“Il sindacato nella gestione dell’impresa”, l’ultimo lavoro di Michele Furci
Nella sua ultima fatica letteraria, lo storico vibonese invoca la necessità di «rigenerare il sindacalismo confederale moderno pena la deriva marginale e la sua estinzione»
Un nuovo orizzonte per fermare l’arbitrio e tenere il passo alle multinazionali nel sistema globale. Questo il leit motiv dell’ultimo libro di Michele Furci, da qualche giorno disponibile sia in formato cartaceo che come e-book. L’ultimo libro dello storico ed ex sindacalista vibonese è dedicato al popolo del lavoro, affinché sappia ritrovare le ragioni per un ruolo da protagonista nelle strutture produttive che si rinnovano continuamente, giacché tutto si evolve con il sapere disvelato dal Creatore all’ingegno della specie umana.
«I lavoratori siano capaci – questa l’esortazione dell’autore -, di fermare l’arbitrio dei pochi che, con il potere del cinismo tecnocrate, rende arida e senza orizzonte l’esistenza dei più». La «questione del lavoro – si legge nella presentazione dell’opera – e la destrutturazione del tessuto produttivo del Paese richiedono uno sforzo urgente per comprendere, riflettendo senza riserva alcuna, quale sia la missione sindacale in questo primo scorcio del terzo millennio. Inevitabile, perciò, con il sapere della realtà che ci circonda, ripercorrere le tappe fondamentali della storia del movimento operaio, dagli albori del suo radicamento all’inizio ‘900 per arrivare ai nostri giorni. Ciò serve per rigenerare il protagonismo del sindacalismo confederale moderno, pena la sua deriva marginale nei processi delle attività umane e dunque della sua estinzione di soggetto rappresentativo nel mondo del lavoro per come si presenta nelle sue inedite forme».

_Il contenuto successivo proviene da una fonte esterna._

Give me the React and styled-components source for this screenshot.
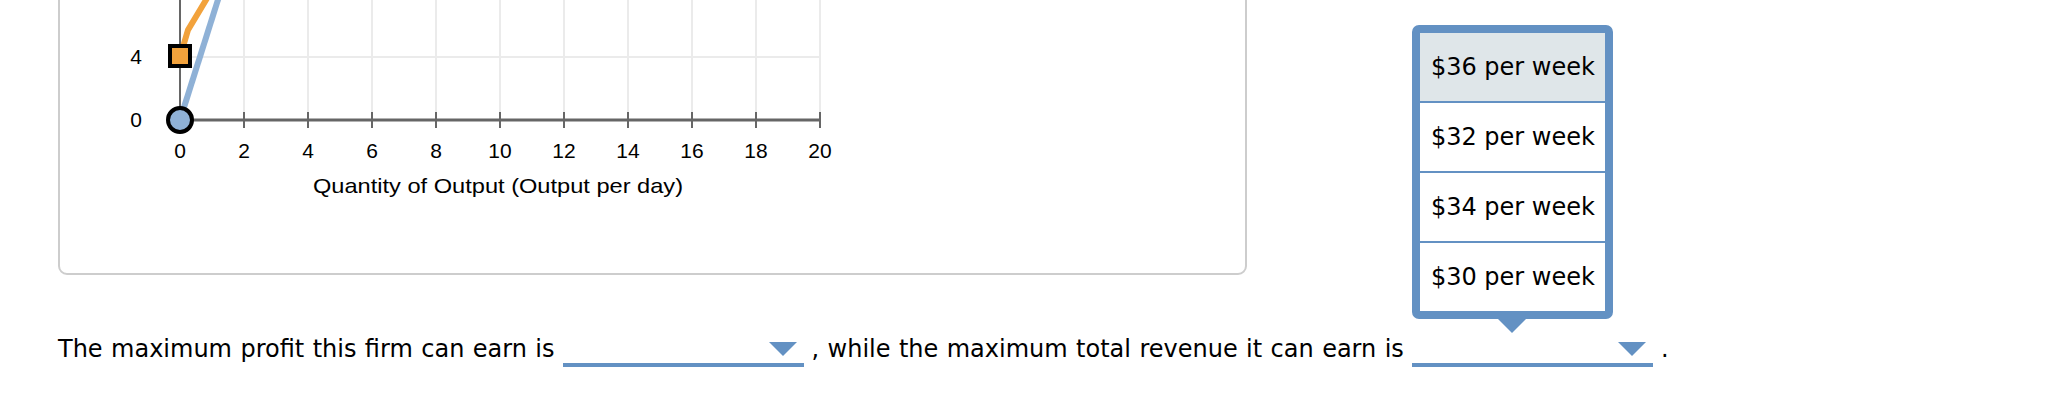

Quindi, prosegue: «Il tema serve per attualizzare sia i contenuti del riscatto sociale indicati dal manifesto di Marx e Engels nel 1848 e sia per prendere atto dei principi basilari della dottrina sociale cristiana, codificati da Leone XIII con la pubblicazione della Rerum Novarum nel 1891. Si tratta, infatti, di concretare la sintesi dei due pensieri nella realtà di questo scorcio del terzo millennio per cambiare il paradigma imposto dalla logica tecnocrate in materia di uso delle risorse e della produzione della ricchezza mediante la piena creatività della missione del lavoro umano. La combinazione positiva dei postulati contenuti nei due documenti, chiave di lettura dei processi scaturiti dalla prima rivoluzione industriale dell’ottocento, serve per sconfiggere l’idea aberrante dell’iper-liberismo finanziario di questo XXI secolo che, imponendosi nella gestione odierna delle unità produttive e dei servizi in maniera impersonale, annulla il normale rapporto duale di relazioni industriali delle parti sociali, concretatosi in Europa e in Occidente dopo un secolo di conquiste sindacali sul versante della democrazia economica. Tanto più che – prosegue l’autore -, con la globalizzazione dei mercati e la possibile delocalizzazione unilaterale delle unità produttive praticata dalle multinazionali e dalle aziende quotate in Borsa, la responsabilità sociale e comunitaria cui è tenuta a osservare costituzionalmente l’impresa è sottratta al confronto naturale e democratico con le varie articolazioni sociali e dello stesso Stato, impossibilitato a tal uopo di esercitare sino in fondo la sua sovranità».
Per Furci: «La totale libertà di muoversi, consentita con la presunta natura sovranazionale alle multinazionali, produce effetti devastanti nel processo relazionale tra le parti storicamente chiamate a gestire e governare il naturale conflitto sociale. Questa inedita forma dell’impresa, ossia dell’imprenditore chiamato a concretare e a esercitare professionalmente un’attività economica organizzata al fine della produzione o dello scambio di beni e servizi, svilisce il potere sovrano dello Stato e annulla il protagonismo creativo e partecipativo del soggetto politico fondamentale del lavoro, che storicamente è identificato con il sindacato dei lavoratori. Per queste ragioni, serve una rivisitazione dei processi sociali che hanno dato origine al sindacalismo confederale sul finire del XIX secolo e delle sue divisioni nel primo ventennio del ‘900».